Don’t try to be clever
Just about every time I’ve congratulated myself for turning something into a single elegant one-liner, disaster has followed. If code looks curiously labyrinthine, there’s usually a reason. Occasionally that reason is that the last person didn’t know any better, but more often it’s that your clever fix really isn’t one.
And especially don’t try to be clever, funny, or cute when naming things. It might seem hilarious now to take inspiration from pop culture or a meme when naming your functions and variables, but it won’t be when you’re explaining it in a code review or debugging it for the hundredth time. Clarity beats wit every time.
Never trust a join
More than once, a join has ruined my day by not doing quite what I expected it to. Sometimes I’ve unexpectedly lost rows because my join keys don’t match due to hidden whitespace, case differences, mismatched types, or missing values. And sometimes I gain rows I didn’t have before, because what I thought was unique wasn’t.
Then there are non-equi joins, where the possibilities for chaos multiply. Off-by-one logic and boundary conditions will find exciting new ways to defy your expectations.
A lot of these problems can be prevented by profiling your data carefully so you know where duplicates lurk, understand how tables relate, and identify the right keys. These days I always do a quick row count after a join to check whether I’ve mysteriously lost or gained rows. When joins go wrong, they don’t warn you; they just quietly hand you mangled data.
Know where your data came from
It’s always tempting to jump straight into the exciting modelling part of a project without spending much time getting to know your data. This is invariably a mistake.
What does a row actually represent? A customer, a transaction, a click? Are old records overwritten, or is a new row added for every change? If it’s the latter, how do you identify the most up-to-date record? Do you know what each field means? Are you sure? When and how is each field populated? What assumptions were made when the dataset was assembled? Who or what was left out? What was the dataset originally intended for?
If you can’t answer these questions, you have no business training a model. Some of them you can figure out by exploring the dataset, but others will require talking to people. Those conversations will likely also reveal useful undocumented tidbits about the data, like a field that changed definition in 2021, or the column everyone knows not to trust.

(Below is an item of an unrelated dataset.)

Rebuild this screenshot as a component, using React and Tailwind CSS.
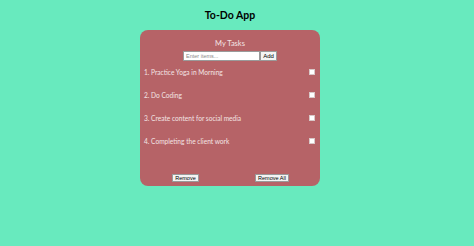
import React, { useState } from "react";

const initialTasks = [
  "Practice Yoga in Morning",
  "Do Coding",
  "Create content for social media",
  "Completing the client work",
];

const App = () => {
  const [tasks, setTasks] = useState(initialTasks);
  const [text, setText] = useState("");

  const addTask = () => {
    if (!text.trim()) return;
    setTasks([...tasks, text.trim()]);
    setText("");
  };

  return (
    <div className="w-[474px] h-[246px] bg-[#68eabe] flex flex-col items-center pt-[8px] pr-[14px] font-['Lato',sans-serif]">
      <h1 className="text-[10.5px] leading-[14px] font-bold text-black">To-Do App</h1>

      <div className="mt-[8px] w-[180px] h-[156px] rounded-[8px] bg-[#b66367] flex flex-col pt-[8px]">
        <div className="text-center text-[7.5px] leading-[10px] text-[#f3e4e4] translate-y-[1px]">My Tasks</div>

        <div className="mt-[3px] flex justify-center">
          <input
            value={text}
            onChange={(e) => setText(e.target.value)}
            placeholder="Enter items..."
            className="w-[77px] h-[10px] bg-white px-[2px] text-[5.5px] text-black placeholder:text-[#8a8a8a] outline-none border border-[#9a9a9a] font-['Liberation_Sans',sans-serif]"
          />
          <button
            onClick={addTask}
            className="h-[10px] w-[17px] bg-[#f4f4f4] border border-[#9a9a9a] text-[6px] leading-[8px] text-black font-['Liberation_Sans',sans-serif]"
          >
            Add
          </button>
        </div>

        <ul className="flex flex-col -mt-[1px]">
          {tasks.slice(0, 4).map((task, i) => (
            <li key={i} className="h-[23px] flex items-center justify-between pl-[4px] pr-[5px]">
              <span className="text-[6.6px] leading-[10px] text-[#f3e4e4]">
                {i + 1}. {task}
              </span>
              <span className="w-[6px] h-[6px] bg-white border border-[#d8c8c8]"></span>
            </li>
          ))}
        </ul>

        <div className="mt-[22px] flex justify-between pl-[32px] pr-[31px]">
          <button
            onClick={() => setTasks(tasks.slice(0, -1))}
            className="h-[8px] w-[27px] bg-[#f4f4f4] border border-[#9a9a9a] text-[5.5px] leading-[6px] text-black font-['Liberation_Sans',sans-serif]"
          >
            Remove
          </button>
          <button
            onClick={() => setTasks([])}
            className="h-[8px] w-[34px] bg-[#f4f4f4] border border-[#9a9a9a] text-[5.5px] leading-[6px] text-black font-['Liberation_Sans',sans-serif]"
          >
            Remove All
          </button>
        </div>
      </div>
    </div>
  );
};

export default App;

Data is very often collected for reporting, and then someone later has the idea of using it for data science. Unfortunately, a heartfelt desire to be data-driven doesn’t make the data suitable. It’s better to discover that before you’ve built a model that confidently produces nonsense.
Just write the wretched unit tests
Chances are you’re already testing your code, you’re just doing it badly — print statements, eyeballing a few rows, pulling out a single example. It’s hacky and non-reproducible, but it’s still testing.
You may as well turn it into a real unit test. It’ll force you to think about what your code is actually supposed to do, what edge cases exist, and which failures should be caught instead of silently ignored. This almost always results in better code. Even when your code fails, it will at least do so in a vaguely helpful way that makes it easier to pin down the problem.
If you save time by skipping tests, expect to spend twice as long debugging later. If you’re lucky.
Assume things will break
Even when I’m not a hypocrite and follow my own rules, things still go wrong sometimes. Sometimes it’s an overlooked bug on my end; sometimes it’s a change in the data inputs to a pipeline. Either way, it’s crucial to think about what should happen when things break.
Some people seem to have a horror of pipelines failing, but do you really want them to run at any cost? Even when the input is missing and the output won’t make sense?
It’s worth explicitly deciding what you want to happen if something goes wrong. Say your model depends on data that usually lands by 7 a.m. — what do you want to happen if it’s late, or doesn’t arrive at all? If it’s absolutely crucial that a prediction be generated even if the data you need isn’t there, perhaps you need a fallback model.
You can’t anticipate every failure, but you can and should plan for what will happen when they inevitably happen. The goals are simple: prevent broken pipelines from quietly producing garbage, and make the underlying problems easy to locate.
Fail loudly, fail clearly, and fail as close to the source as possible. If a key dataframe is empty, kill the pipeline immediately. The longer you let something broken flow downstream, the harder it becomes to trace where it went wrong.
Things always break at the worst possible time. Make life easy for your future self, who’ll be the one debugging. It’s bad enough fixing things at 3 a.m. without also having to explain why no one noticed the problem for weeks.